お風呂場では、宿泊者のみなさんは、5分足らずで上がって行かれます。ゆっくり湯船に浸かっている人は誰もいませんでした。そのため湯船は小さく、3畳程度の広さでした。
(3)「ご飯を食べたら、外に出てみて」 ・・・ 温泉旅館で初めて言われました。
「お湯は24時間入れますから、食事されたら外へ出られた方がいいですよ。お土産も外で。」
これもまた、これまでの温泉経験の中で、旅館で言われた初めての言葉でした。
しかし、宴会の期待も、ゆっくり湯に浸かる希望も断念させられ、思わず「ええ!?、そんなの温泉じゃないよお」と思ってしまった私。
しぶしぶながら番頭さんの指示に従い、ほんとにただの食事(日常的な食事という意味です)を済ませ、外にでて散歩でも・・・。
(4)本物の「温泉街」を満喫
曲がりくねった街路と饅頭屋さん
いやあ、面白い。
まずはお約束の草津のシンボル「湯畑」に。おお、テレビで見たのと同じだ。\(^o^)/
湯畑を一周し、脇道へ入ると細い道が網のように巡っています。引き込まれるように細街路へ。お饅頭屋さんやお土産屋さんなどが軒をつらねており、歩いても歩いてもどこまでも続く。
クルマで入ってきたときは気づきませんでしたが、外に集まっている大勢の人は、旅館ごとに違う浴衣と丹前を着ており、みなさん宿泊客であることは一目瞭然。思い思いに写真をとったり、買い物をしたり・・・。
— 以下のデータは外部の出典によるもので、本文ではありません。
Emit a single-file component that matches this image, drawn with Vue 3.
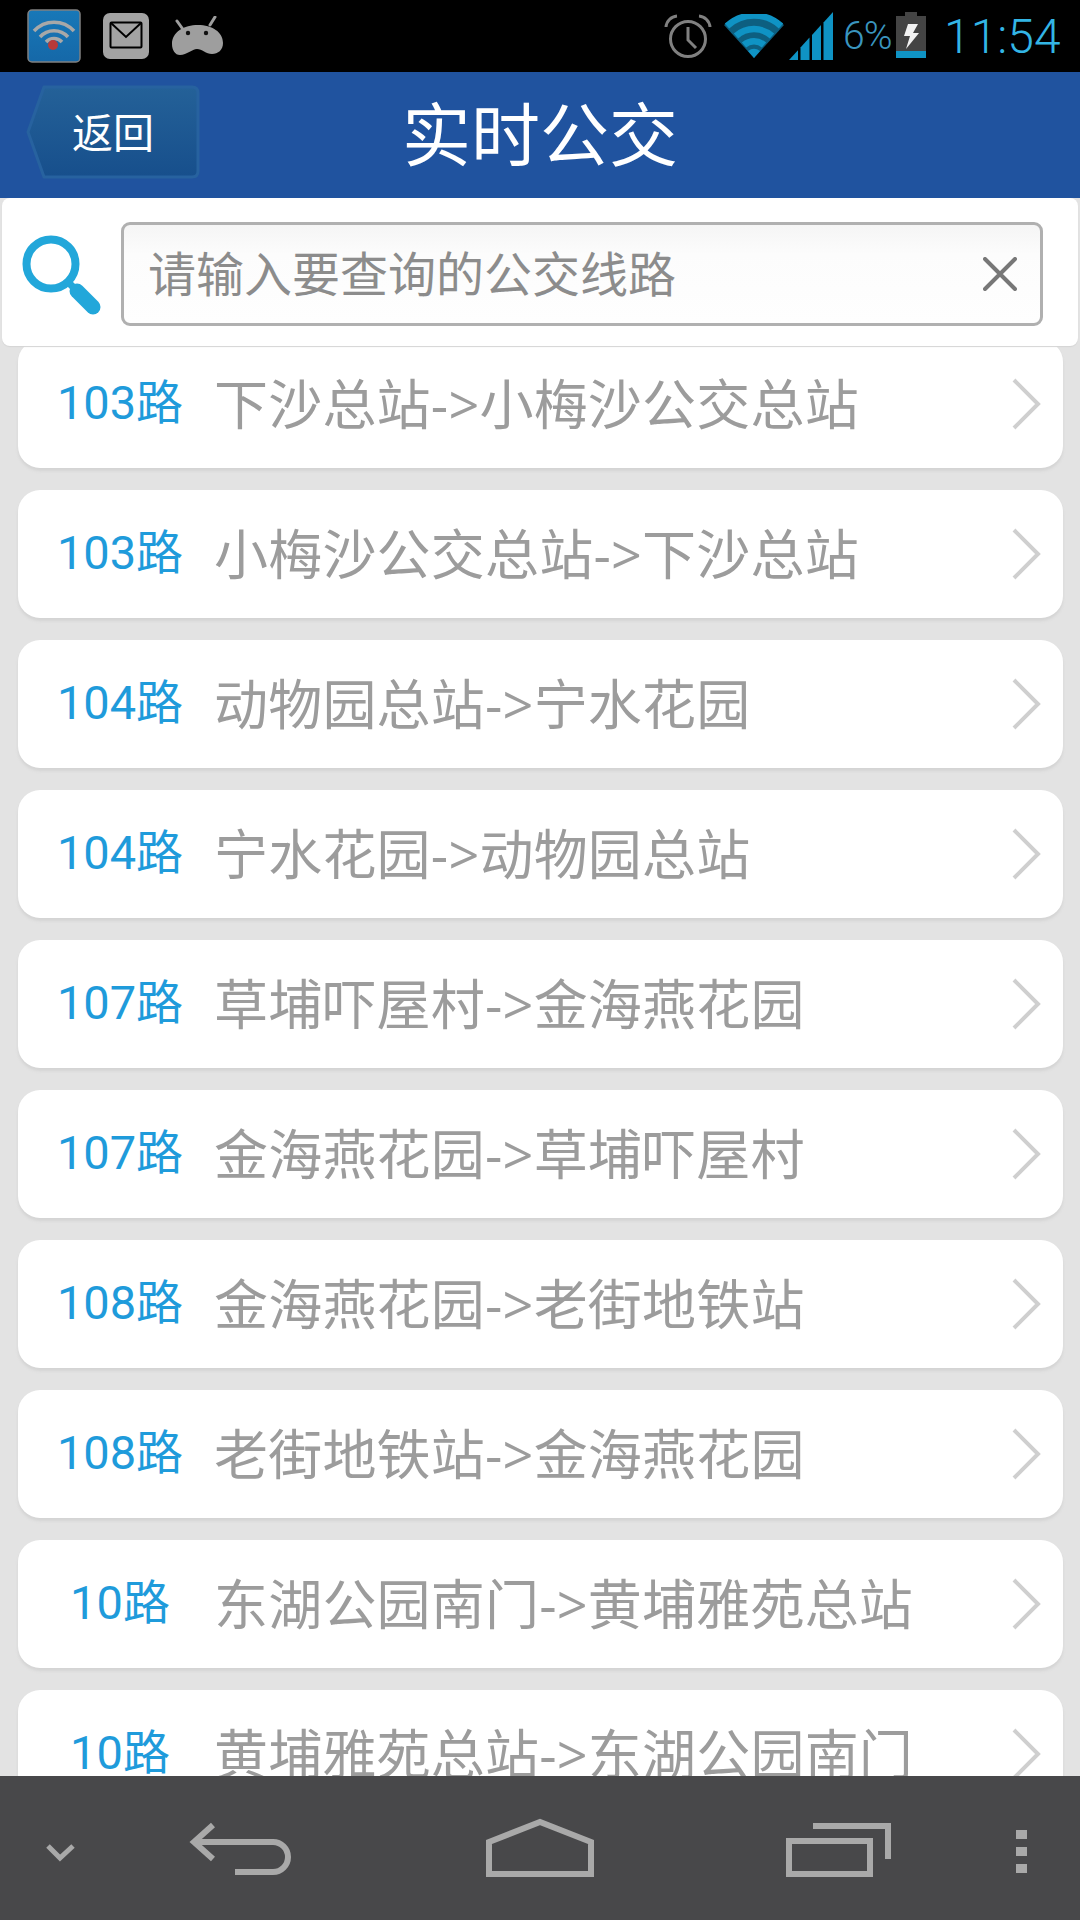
<script setup>
const routes = [
  ['103路', '下沙总站->小梅沙公交总站'],
  ['103路', '小梅沙公交总站->下沙总站'],
  ['104路', '动物园总站->宁水花园'],
  ['104路', '宁水花园->动物园总站'],
  ['107路', '草埔吓屋村->金海燕花园'],
  ['107路', '金海燕花园->草埔吓屋村'],
  ['108路', '金海燕花园->老街地铁站'],
  ['108路', '老街地铁站->金海燕花园'],
  ['10路', '东湖公园南门->黄埔雅苑总站'],
  ['10路', '黄埔雅苑总站->东湖公园南门'],
]
</script>

<template>
  <div class="screen">
    <div class="status">
      <svg class="st-app" width="54" height="54" viewBox="0 0 54 54">
        <defs>
          <linearGradient id="appg" x1="0" y1="0" x2="0" y2="1">
            <stop offset="0" stop-color="#1878b8" />
            <stop offset="1" stop-color="#1568a8" />
          </linearGradient>
        </defs>
        <rect x="1" y="1" width="52" height="52" rx="4" fill="url(#appg)" stroke="#808080" stroke-width="1.5" />
        <g fill="none" stroke="#a8a8a8" stroke-width="3.5">
          <path d="M7 22 A27 27 0 0 1 47 22" />
          <path d="M13 28 A19 19 0 0 1 41 28" />
          <path d="M19 33 A11 11 0 0 1 35 33" />
        </g>
        <circle cx="26" cy="36" r="5" fill="#b83a3a" />
      </svg>
      <svg class="st-mail" width="46" height="46" viewBox="0 0 46 46">
        <rect width="46" height="46" rx="7" fill="#a3a3a3" />
        <rect x="7.5" y="9.5" width="31" height="25" rx="1" fill="#a3a3a3" stroke="#000" stroke-width="2" />
        <path d="M8 10 L23 24 L38 10" fill="none" stroke="#000" stroke-width="2" />
      </svg>
      <svg class="st-droid" width="52" height="40" viewBox="0 0 52 40">
        <path d="M5 5 L10 12 M43 1 L38 9" stroke="#9e9e9e" stroke-width="3" stroke-linecap="round" />
        <path d="M0 28 C0 16 12 9 26 9 C40 9 51 16 51 27 C51 34 46 38 40 38 C34 38 30 33 25 33 C20 33 15 39 8 39 C3 39 0 34 0 28 Z" fill="#9e9e9e" />
        <circle cx="16" cy="17" r="2.2" fill="#111" />
        <circle cx="34" cy="17" r="2.2" fill="#111" />
      </svg>
      <span class="st-space"></span>
      <svg class="st-alarm" width="48" height="46" viewBox="0 0 48 46">
        <circle cx="24" cy="26" r="17.5" fill="none" stroke="#808080" stroke-width="3" />
        <path d="M24 14 V27 L32 35" fill="none" stroke="#808080" stroke-width="3" />
        <path d="M2 14 A12 12 0 0 1 13 3 M46 14 A12 12 0 0 0 35 3" fill="none" stroke="#808080" stroke-width="3" />
      </svg>
      <svg class="st-wifi" width="60" height="44" viewBox="0 0 60 44">
        <path d="M0 11 A44 44 0 0 1 60 11 L30 44 Z" fill="#0d5f80" />
        <g fill="none" stroke="#0f93c4" stroke-width="6.5">
          <path d="M3 12 A40 40 0 0 1 57 12" />
          <path d="M12 22 A27 27 0 0 1 48 22" />
          <path d="M20 31 A15 15 0 0 1 40 31" />
        </g>
        <path d="M24 37 L30 44 L36 37 A10 10 0 0 0 24 37 Z" fill="#0f93c4" />
      </svg>
      <svg class="st-signal" width="44" height="49" viewBox="0 0 44 49">
        <g fill="#0f93c4">
          <path d="M0 49 L9 39.2 V49 Z" />
          <path d="M11.5 36.5 L20.5 26.6 V49 H11.5 Z" />
          <path d="M23 23.9 L32 14.1 V49 H23 Z" />
          <path d="M34.5 11.4 L44 1 V49 H34.5 Z" />
        </g>
      </svg>
      <span class="st-pct">6%</span>
      <svg class="st-batt" width="30" height="46" viewBox="0 0 30 46">
        <rect x="9" y="0" width="12" height="5" fill="#444" />
        <rect x="0" y="4" width="30" height="35" fill="#444" />
        <rect x="0" y="39" width="30" height="7" fill="#0f93c4" />
        <path d="M12 12 H22 L17 21 H23 L10 37 L14 24 H8 Z" fill="#f2f2f2" />
      </svg>
      <span class="st-time">11:54</span>
    </div>

    <header class="header">
      <div class="back">
        <svg class="back-bg" width="174" height="94" viewBox="0 0 174 94">
          <defs>
            <linearGradient id="backg" x1="0" y1="0" x2="0" y2="1">
              <stop offset="0" stop-color="#246198" />
              <stop offset="1" stop-color="#174f8c" />
            </linearGradient>
          </defs>
          <path d="M18 2 H166 Q172 2 172 8 V86 Q172 92 166 92 H18 L2 47 Z" fill="url(#backg)" stroke="#27629f" stroke-width="3" stroke-linejoin="round" />
        </svg>
        <span class="back-text">返回</span>
      </div>
      <h1 class="title">实时公交</h1>
      <span></span>
    </header>

    <div class="search">
      <svg class="search-icon" width="80" height="82" viewBox="0 0 80 82">
        <circle cx="29" cy="29" r="24.5" fill="none" stroke="#22a7da" stroke-width="8" />
        <path d="M46 47 L54 55" stroke="#22a7da" stroke-width="7" />
        <path d="M55 56 L71 72" stroke="#22a7da" stroke-width="15" stroke-linecap="round" />
      </svg>
      <div class="input">
        <span class="placeholder">请输入要查询的公交线路</span>
        <svg width="34" height="34" viewBox="0 0 34 34">
          <path d="M2 2 L32 32 M32 2 L2 32" stroke="#777" stroke-width="4" stroke-linecap="round" />
        </svg>
      </div>
    </div>

    <div class="list">
      <div class="list-inner">
        <div v-for="(r, i) in routes" :key="i" class="card">
          <span class="code">{{ r[0] }}</span>
          <span class="route">{{ r[1] }}</span>
          <svg class="chev" width="30" height="52" viewBox="0 0 30 52">
            <path d="M3 2 L27 26 L3 50" fill="none" stroke="#cfcfcf" stroke-width="4" />
          </svg>
        </div>
      </div>
    </div>

    <nav class="nav">
      <svg width="1080" height="144" viewBox="0 1776 1080 144">
        <g fill="none" stroke="#a9a9a9" stroke-width="6">
          <path d="M48 1846 L60 1858 L73 1846" stroke-width="5" />
          <path d="M197 1842 H273 A15 15 0 0 1 273 1872 H235" />
          <path d="M213 1825 L194 1842 L213 1859" />
          <path d="M489 1842 L540 1822 L591 1842 V1874 H489 Z" />
          <rect x="789" y="1841" width="81" height="33" />
          <path d="M813 1826 H888 V1859" />
        </g>
        <g fill="#a9a9a9">
          <rect x="1016" y="1830" width="11" height="9" />
          <rect x="1016" y="1847" width="11" height="9" />
          <rect x="1016" y="1864" width="11" height="9" />
        </g>
      </svg>
    </nav>
  </div>
</template>

<style>
html, body { margin: 0; background: #e3e3e3; }
</style>

<style scoped>
.screen {
  width: 1080px;
  height: 1920px;
  display: flex;
  flex-direction: column;
  overflow: hidden;
  background: #e3e3e3;
  font-family: Roboto, "Noto Sans CJK SC", sans-serif;
}
.status {
  height: 72px;
  flex: none;
  background: #000;
  display: flex;
  align-items: center;
  padding-left: 27px;
  box-sizing: border-box;
}
.st-mail { margin-left: 22px; }
.st-droid { margin-left: 23px; }
.st-space { flex: 1; }
.st-wifi { margin-left: 12px; margin-top: -1px; }
.st-signal { margin-left: 5px; margin-top: -1px; }
.st-pct {
  font-size: 39px;
  font-weight: 300;
  color: #3a95bf;
  margin-left: 10px;
  width: 53px;
  letter-spacing: -1px;
}
.st-batt { margin-left: 0; margin-top: -2px; }
.st-time {
  font-size: 48px;
  font-weight: 300;
  color: #33b5e5;
  width: 136px;
  margin-left: 18px;
}
.header {
  height: 126px;
  flex: none;
  background: #20539f;
  display: grid;
  grid-template-columns: 1fr auto 1fr;
  align-items: center;
  padding-left: 26px;
  box-sizing: border-box;
}
.back {
  position: relative;
  width: 174px;
  height: 94px;
  margin-bottom: 6px;
  display: flex;
  align-items: center;
  padding-left: 46px;
  box-sizing: border-box;
}
.back-bg { position: absolute; left: 0; top: 0; }
.back-text {
  position: relative;
  color: #fff;
  font-size: 41px;
  line-height: 1;
  margin-top: 4px;
}
.title {
  margin: 4px 0 0 -26px;
  color: #fff;
  font-size: 69px;
  font-weight: 400;
  line-height: 1;
}
.search {
  height: 148px;
  flex: none;
  margin: 0 2px;
  background: #fff;
  border-radius: 8px;
  box-shadow: 0 1px 1px #d4d4d4;
  display: flex;
  align-items: center;
  padding: 4px 0 0 20px;
  box-sizing: border-box;
  position: relative;
  z-index: 1;
}
.search-icon { flex: none; margin-top: 4px; }
.input {
  margin-left: 19px;
  width: 922px;
  height: 104px;
  box-sizing: border-box;
  border: 3px solid #b0b0b0;
  border-radius: 9px;
  background: linear-gradient(#f5f5f5, #fcfcfc 30%, #fefefe);
  display: flex;
  align-items: center;
  justify-content: space-between;
  padding: 0 23px 0 24px;
}
.placeholder {
  font-size: 48px;
  line-height: 1;
  color: #8c8c8c;
  margin-top: 3px;
}
.list {
  flex: 1;
  min-height: 0;
  overflow: hidden;
  padding: 0 17px 0 18px;
}
.list-inner {
  margin-top: -6px;
  display: flex;
  flex-direction: column;
  gap: 22px;
}
.card {
  height: 128px;
  flex: none;
  background: #fff;
  border-radius: 22px;
  box-shadow: 0 3px 3px #d4d4d4;
  display: flex;
  align-items: center;
  padding-left: 29px;
  box-sizing: border-box;
}
.code {
  width: 146px;
  text-align: center;
  font-size: 47px;
  line-height: 1;
  color: #1f9bdb;
  flex: none;
  margin-bottom: 4px;
}
.route {
  margin-left: 21px;
  font-family: "Open Sans", "Noto Sans CJK SC", sans-serif;
  font-size: 54px;
  letter-spacing: 0.2px;
  line-height: 1;
  color: #9c9c9c;
  flex: 1;
  white-space: nowrap;
}
.chev { flex: none; margin-right: 22px; }
.nav {
  height: 144px;
  flex: none;
  background: #48484a;
  position: relative;
  z-index: 1;
}
.nav svg { display: block; }
</style>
温泉の湯気と硫黄の匂いが漂い、狭い道路の両脇に並ぶお饅頭屋さんの湯気が行く手を遮り、あの向こうには何があるのだろうという期待を感じさせる迷路のような道路。
格別街並みが優れているわけでも、面白いアトラクションがあるわけでもないのですが、「これぞ温泉街」という気分を満喫。
北陸の温泉と比べてみると
食事や浴場の豪華さは、北陸の温泉の圧勝です。美味しいものを食べて、ゆっくりと湯につかるという楽しみを満喫できることうけあいです。
ほんの一泊の滞在でしたが、私が草津温泉で感じたことは、あるがままの魅力です。
草津の温泉旅館の食事は、宴会料理というには寂しく、ゆっくりと入りたくなるようなゴージャスな浴場はありません。
何しろ、内陸の火山の麓にある温泉地です。そもそも新鮮な魚介類を集めようとしても、無理な話なのでしょう。
まちなかに漂う湯煙や硫黄の匂い、迷路のような街路やいろいろなお店でかたちづくられる本物の「温泉街」。それらが草津温泉の魅力なのですから、豪華な食事や大浴場は、ここではむしろ「邪魔なもの」なのかもしれません。